Tesis Doctorado
How to party? Static and dynamic party survival in latin american consolidated democracies
Autor
Luna, Juan Pablo
Weyland, Kurt
Pontificia Universidad Católica de Chile
Institución
Resumen
How do political parties remain significant and vibrant organizations? This comparative study of political parties in Chile, Costa Rica, and Uruguay explains how parties’ vibrancy is maintained and reproduced over time. The study identifies the complex interaction between four causal conditions: Exit, Trauma, Purpose, and Ambition. These conditions are jointly sufficient for explaining the difference between two types of party survival, dynamic and static. Dynamic parties are more resilient. They are stable over time and, unlike statically surviving parties, also remain vibrant. When the four conditions are present, parties exhibit dynamic survival. Other combinations also explain this type of party survival, albeit to a lesser degree. The conjunction of Exit, Trauma, and Purpose is also sufficient for dynamic survival, as is Exit together with Ambition. These combinations, however, produce dynamic survival less reliably.

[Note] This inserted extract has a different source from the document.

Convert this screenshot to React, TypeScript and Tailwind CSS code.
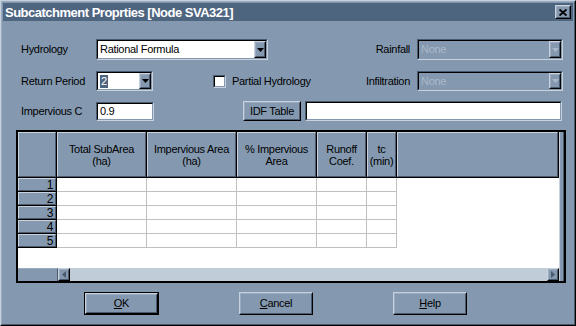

Tracing these conditions historically over time in each party examined, the analysis also shows that Trauma and Purpose temporally precede Exit and Ambition. Collective organizations are more resilient and vibrant if they are first united by retrospective or prospective loyalty (respectively activated by Trauma and Purpose). However, Exit and Ambition need to then follow to facilitate a party’s dynamic survival over time.